▶ _Written exercise_: Reproduce the listing below character for character; drop every image.

▶ _Dataset content_:
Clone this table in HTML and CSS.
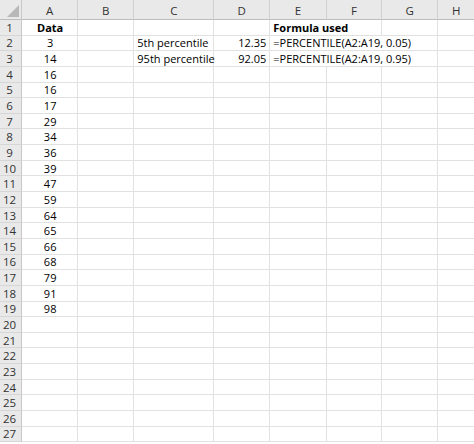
FILE: index.html
```html
<!DOCTYPE html>
<html>
<head>
<meta charset="utf-8">
<link rel="stylesheet" href="styles.css">
</head>
<body>
<div class="sheet">
  <div class="corner"><span class="tri"></span></div>
  <div class="ch">A</div><div class="ch">B</div><div class="ch">C</div><div class="ch">D</div><div class="ch">E</div><div class="ch">F</div><div class="ch">G</div><div class="ch last">H</div>

  <div class="rh">1</div><div class="c ctr b">Data</div><div class="c"></div><div class="c"></div><div class="c"></div><div class="c s2 b">Formula used</div><div class="c"></div><div class="c last"></div>
  <div class="rh">2</div><div class="c ctr">3</div><div class="c"></div><div class="c">5th percentile</div><div class="c r">12.35</div><div class="c s3">=PERCENTILE(A2:A19, 0.05)</div><div class="c last"></div>
  <div class="rh">3</div><div class="c ctr">14</div><div class="c"></div><div class="c">95th percentile</div><div class="c r">92.05</div><div class="c s3">=PERCENTILE(A2:A19, 0.95)</div><div class="c last"></div>
  <div class="rh">4</div><div class="c ctr">16</div><div class="c"></div><div class="c"></div><div class="c"></div><div class="c"></div><div class="c"></div><div class="c"></div><div class="c last"></div>
  <div class="rh">5</div><div class="c ctr">16</div><div class="c"></div><div class="c"></div><div class="c"></div><div class="c"></div><div class="c"></div><div class="c"></div><div class="c last"></div>
  <div class="rh">6</div><div class="c ctr">17</div><div class="c"></div><div class="c"></div><div class="c"></div><div class="c"></div><div class="c"></div><div class="c"></div><div class="c last"></div>
  <div class="rh">7</div><div class="c ctr">29</div><div class="c"></div><div class="c"></div><div class="c"></div><div class="c"></div><div class="c"></div><div class="c"></div><div class="c last"></div>
  <div class="rh">8</div><div class="c ctr">34</div><div class="c"></div><div class="c"></div><div class="c"></div><div class="c"></div><div class="c"></div><div class="c"></div><div class="c last"></div>
  <div class="rh">9</div><div class="c ctr">36</div><div class="c"></div><div class="c"></div><div class="c"></div><div class="c"></div><div class="c"></div><div class="c"></div><div class="c last"></div>
  <div class="rh">10</div><div class="c ctr">39</div><div class="c"></div><div class="c"></div><div class="c"></div><div class="c"></div><div class="c"></div><div class="c"></div><div class="c last"></div>
  <div class="rh">11</div><div class="c ctr">47</div><div class="c"></div><div class="c"></div><div class="c"></div><div class="c"></div><div class="c"></div><div class="c"></div><div class="c last"></div>
  <div class="rh">12</div><div class="c ctr">59</div><div class="c"></div><div class="c"></div><div class="c"></div><div class="c"></div><div class="c"></div><div class="c"></div><div class="c last"></div>
  <div class="rh">13</div><div class="c ctr">64</div><div class="c"></div><div class="c"></div><div class="c"></div><div class="c"></div><div class="c"></div><div class="c"></div><div class="c last"></div>
  <div class="rh">14</div><div class="c ctr">65</div><div class="c"></div><div class="c"></div><div class="c"></div><div class="c"></div><div class="c"></div><div class="c"></div><div class="c last"></div>
  <div class="rh">15</div><div class="c ctr">66</div><div class="c"></div><div class="c"></div><div class="c"></div><div class="c"></div><div class="c"></div><div class="c"></div><div class="c last"></div>
  <div class="rh">16</div><div class="c ctr">68</div><div class="c"></div><div class="c"></div><div class="c"></div><div class="c"></div><div class="c"></div><div class="c"></div><div class="c last"></div>
  <div class="rh">17</div><div class="c ctr">79</div><div class="c"></div><div class="c"></div><div class="c"></div><div class="c"></div><div class="c"></div><div class="c"></div><div class="c last"></div>
  <div class="rh">18</div><div class="c ctr">91</div><div class="c"></div><div class="c"></div><div class="c"></div><div class="c"></div><div class="c"></div><div class="c"></div><div class="c last"></div>
  <div class="rh">19</div><div class="c ctr">98</div><div class="c"></div><div class="c"></div><div class="c"></div><div class="c"></div><div class="c"></div><div class="c"></div><div class="c last"></div>
  <div class="rh">20</div><div class="c"></div><div class="c"></div><div class="c"></div><div class="c"></div><div class="c"></div><div class="c"></div><div class="c"></div><div class="c last"></div>
  <div class="rh">21</div><div class="c"></div><div class="c"></div><div class="c"></div><div class="c"></div><div class="c"></div><div class="c"></div><div class="c"></div><div class="c last"></div>
  <div class="rh">22</div><div class="c"></div><div class="c"></div><div class="c"></div><div class="c"></div><div class="c"></div><div class="c"></div><div class="c"></div><div class="c last"></div>
  <div class="rh">23</div><div class="c"></div><div class="c"></div><div class="c"></div><div class="c"></div><div class="c"></div><div class="c"></div><div class="c"></div><div class="c last"></div>
  <div class="rh">24</div><div class="c"></div><div class="c"></div><div class="c"></div><div class="c"></div><div class="c"></div><div class="c"></div><div class="c"></div><div class="c last"></div>
  <div class="rh">25</div><div class="c"></div><div class="c"></div><div class="c"></div><div class="c"></div><div class="c"></div><div class="c"></div><div class="c"></div><div class="c last"></div>
  <div class="rh">26</div><div class="c"></div><div class="c"></div><div class="c"></div><div class="c"></div><div class="c"></div><div class="c"></div><div class="c"></div><div class="c last"></div>
  <div class="rh">27</div><div class="c"></div><div class="c"></div><div class="c"></div><div class="c"></div><div class="c"></div><div class="c"></div><div class="c"></div><div class="c last"></div>
</div>
</body>
</html>
```
FILE: styles.css
```css
html, body {
  margin: 0;
  padding: 0;
  background: #ffffff;
}
.sheet {
  display: grid;
  grid-template-columns: 22px 56.3px 56px 80px 56px 56.4px 55.6px 56px 1fr;
  grid-template-rows: 20px repeat(27, 15.65px);
  width: 474px;
  height: 444px;
  overflow: hidden;
  font-family: "Open Sans", "Liberation Sans", sans-serif;
  font-size: 11px;
  color: #000;
}
.corner {
  position: relative;
  background: #e9e9e9;
  border-right: 1px solid #c8c8c8;
  border-bottom: 1px solid #bdbdbd;
  box-sizing: border-box;
}
.tri {
  position: absolute;
  right: 2px;
  bottom: 2px;
  width: 0;
  height: 0;
  border-left: 12px solid transparent;
  border-bottom: 12px solid #b8b8b8;
}
.ch {
  background: #e9e9e9;
  border-right: 1px solid #d0d0d0;
  border-bottom: 1px solid #bdbdbd;
  box-sizing: border-box;
  display: flex;
  align-items: center;
  justify-content: center;
  color: #333;
  font-size: 11.5px;
  padding-top: 1px;
}
.rh {
  background: #e9e9e9;
  border-right: 1px solid #c8c8c8;
  border-bottom: 1px solid #d6d6d6;
  box-sizing: border-box;
  display: flex;
  align-items: center;
  justify-content: center;
  color: #333;
  font-size: 11.5px;
  padding-right: 2px;
}
.c {
  border-right: 1px solid #e1e1e1;
  border-bottom: 1px solid #e1e1e1;
  box-sizing: border-box;
  display: flex;
  align-items: center;
  padding: 0 2px 0 3px;
  white-space: nowrap;
  overflow: visible;
  line-height: 1;
}
.ctr { justify-content: center; }
.r { justify-content: flex-end; padding-right: 3px; }
.b { font-weight: 700; }
.s2 { grid-column: span 2; }
.s3 { grid-column: span 3; }
.last { border-right: none; }
```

▶ _The answer_:
Clone this table in HTML and CSS.
FILE: index.html
```html
<!DOCTYPE html>
<html>
<head>
<meta charset="utf-8">
<link rel="stylesheet" href="styles.css">
</head>
<body>
<div class="sheet">
  <div class="corner"><span class="tri"></span></div>
  <div class="ch">A</div><div class="ch">B</div><div class="ch">C</div><div class="ch">D</div><div class="ch">E</div><div class="ch">F</div><div class="ch">G</div><div class="ch last">H</div>

  <div class="rh">1</div><div class="c ctr b">Data</div><div class="c"></div><div class="c"></div><div class="c"></div><div class="c s2 b">Formula used</div><div class="c"></div><div class="c last"></div>
  <div class="rh">2</div><div class="c ctr">3</div><div class="c"></div><div class="c">5th percentile</div><div class="c r">12.35</div><div class="c s3">=PERCENTILE(A2:A19, 0.05)</div><div class="c last"></div>
  <div class="rh">3</div><div class="c ctr">14</div><div class="c"></div><div class="c">95th percentile</div><div class="c r">92.05</div><div class="c s3">=PERCENTILE(A2:A19, 0.95)</div><div class="c last"></div>
  <div class="rh">4</div><div class="c ctr">16</div><div class="c"></div><div class="c"></div><div class="c"></div><div class="c"></div><div class="c"></div><div class="c"></div><div class="c last"></div>
  <div class="rh">5</div><div class="c ctr">16</div><div class="c"></div><div class="c"></div><div class="c"></div><div class="c"></div><div class="c"></div><div class="c"></div><div class="c last"></div>
  <div class="rh">6</div><div class="c ctr">17</div><div class="c"></div><div class="c"></div><div class="c"></div><div class="c"></div><div class="c"></div><div class="c"></div><div class="c last"></div>
  <div class="rh">7</div><div class="c ctr">29</div><div class="c"></div><div class="c"></div><div class="c"></div><div class="c"></div><div class="c"></div><div class="c"></div><div class="c last"></div>
  <div class="rh">8</div><div class="c ctr">34</div><div class="c"></div><div class="c"></div><div class="c"></div><div class="c"></div><div class="c"></div><div class="c"></div><div class="c last"></div>
  <div class="rh">9</div><div class="c ctr">36</div><div class="c"></div><div class="c"></div><div class="c"></div><div class="c"></div><div class="c"></div><div class="c"></div><div class="c last"></div>
  <div class="rh">10</div><div class="c ctr">39</div><div class="c"></div><div class="c"></div><div class="c"></div><div class="c"></div><div class="c"></div><div class="c"></div><div class="c last"></div>
  <div class="rh">11</div><div class="c ctr">47</div><div class="c"></div><div class="c"></div><div class="c"></div><div class="c"></div><div class="c"></div><div class="c"></div><div class="c last"></div>
  <div class="rh">12</div><div class="c ctr">59</div><div class="c"></div><div class="c"></div><div class="c"></div><div class="c"></div><div class="c"></div><div class="c"></div><div class="c last"></div>
  <div class="rh">13</div><div class="c ctr">64</div><div class="c"></div><div class="c"></div><div class="c"></div><div class="c"></div><div class="c"></div><div class="c"></div><div class="c last"></div>
  <div class="rh">14</div><div class="c ctr">65</div><div class="c"></div><div class="c"></div><div class="c"></div><div class="c"></div><div class="c"></div><div class="c"></div><div class="c last"></div>
  <div class="rh">15</div><div class="c ctr">66</div><div class="c"></div><div class="c"></div><div class="c"></div><div class="c"></div><div class="c"></div><div class="c"></div><div class="c last"></div>
  <div class="rh">16</div><div class="c ctr">68</div><div class="c"></div><div class="c"></div><div class="c"></div><div class="c"></div><div class="c"></div><div class="c"></div><div class="c last"></div>
  <div class="rh">17</div><div class="c ctr">79</div><div class="c"></div><div class="c"></div><div class="c"></div><div class="c"></div><div class="c"></div><div class="c"></div><div class="c last"></div>
  <div class="rh">18</div><div class="c ctr">91</div><div class="c"></div><div class="c"></div><div class="c"></div><div class="c"></div><div class="c"></div><div class="c"></div><div class="c last"></div>
  <div class="rh">19</div><div class="c ctr">98</div><div class="c"></div><div class="c"></div><div class="c"></div><div class="c"></div><div class="c"></div><div class="c"></div><div class="c last"></div>
  <div class="rh">20</div><div class="c"></div><div class="c"></div><div class="c"></div><div class="c"></div><div class="c"></div><div class="c"></div><div class="c"></div><div class="c last"></div>
  <div class="rh">21</div><div class="c"></div><div class="c"></div><div class="c"></div><div class="c"></div><div class="c"></div><div class="c"></div><div class="c"></div><div class="c last"></div>
  <div class="rh">22</div><div class="c"></div><div class="c"></div><div class="c"></div><div class="c"></div><div class="c"></div><div class="c"></div><div class="c"></div><div class="c last"></div>
  <div class="rh">23</div><div class="c"></div><div class="c"></div><div class="c"></div><div class="c"></div><div class="c"></div><div class="c"></div><div class="c"></div><div class="c last"></div>
  <div class="rh">24</div><div class="c"></div><div class="c"></div><div class="c"></div><div class="c"></div><div class="c"></div><div class="c"></div><div class="c"></div><div class="c last"></div>
  <div class="rh">25</div><div class="c"></div><div class="c"></div><div class="c"></div><div class="c"></div><div class="c"></div><div class="c"></div><div class="c"></div><div class="c last"></div>
  <div class="rh">26</div><div class="c"></div><div class="c"></div><div class="c"></div><div class="c"></div><div class="c"></div><div class="c"></div><div class="c"></div><div class="c last"></div>
  <div class="rh">27</div><div class="c"></div><div class="c"></div><div class="c"></div><div class="c"></div><div class="c"></div><div class="c"></div><div class="c"></div><div class="c last"></div>
</div>
</body>
</html>
```
FILE: styles.css
```css
html, body {
  margin: 0;
  padding: 0;
  background: #ffffff;
}
.sheet {
  display: grid;
  grid-template-columns: 22px 56.3px 56px 80px 56px 56.4px 55.6px 56px 1fr;
  grid-template-rows: 20px repeat(27, 15.65px);
  width: 474px;
  height: 444px;
  overflow: hidden;
  font-family: "Open Sans", "Liberation Sans", sans-serif;
  font-size: 11px;
  color: #000;
}
.corner {
  position: relative;
  background: #e9e9e9;
  border-right: 1px solid #c8c8c8;
  border-bottom: 1px solid #bdbdbd;
  box-sizing: border-box;
}
.tri {
  position: absolute;
  right: 2px;
  bottom: 2px;
  width: 0;
  height: 0;
  border-left: 12px solid transparent;
  border-bottom: 12px solid #b8b8b8;
}
.ch {
  background: #e9e9e9;
  border-right: 1px solid #d0d0d0;
  border-bottom: 1px solid #bdbdbd;
  box-sizing: border-box;
  display: flex;
  align-items: center;
  justify-content: center;
  color: #333;
  font-size: 11.5px;
  padding-top: 1px;
}
.rh {
  background: #e9e9e9;
  border-right: 1px solid #c8c8c8;
  border-bottom: 1px solid #d6d6d6;
  box-sizing: border-box;
  display: flex;
  align-items: center;
  justify-content: center;
  color: #333;
  font-size: 11.5px;
  padding-right: 2px;
}
.c {
  border-right: 1px solid #e1e1e1;
  border-bottom: 1px solid #e1e1e1;
  box-sizing: border-box;
  display: flex;
  align-items: center;
  padding: 0 2px 0 3px;
  white-space: nowrap;
  overflow: visible;
  line-height: 1;
}
.ctr { justify-content: center; }
.r { justify-content: flex-end; padding-right: 3px; }
.b { font-weight: 700; }
.s2 { grid-column: span 2; }
.s3 { grid-column: span 3; }
.last { border-right: none; }
```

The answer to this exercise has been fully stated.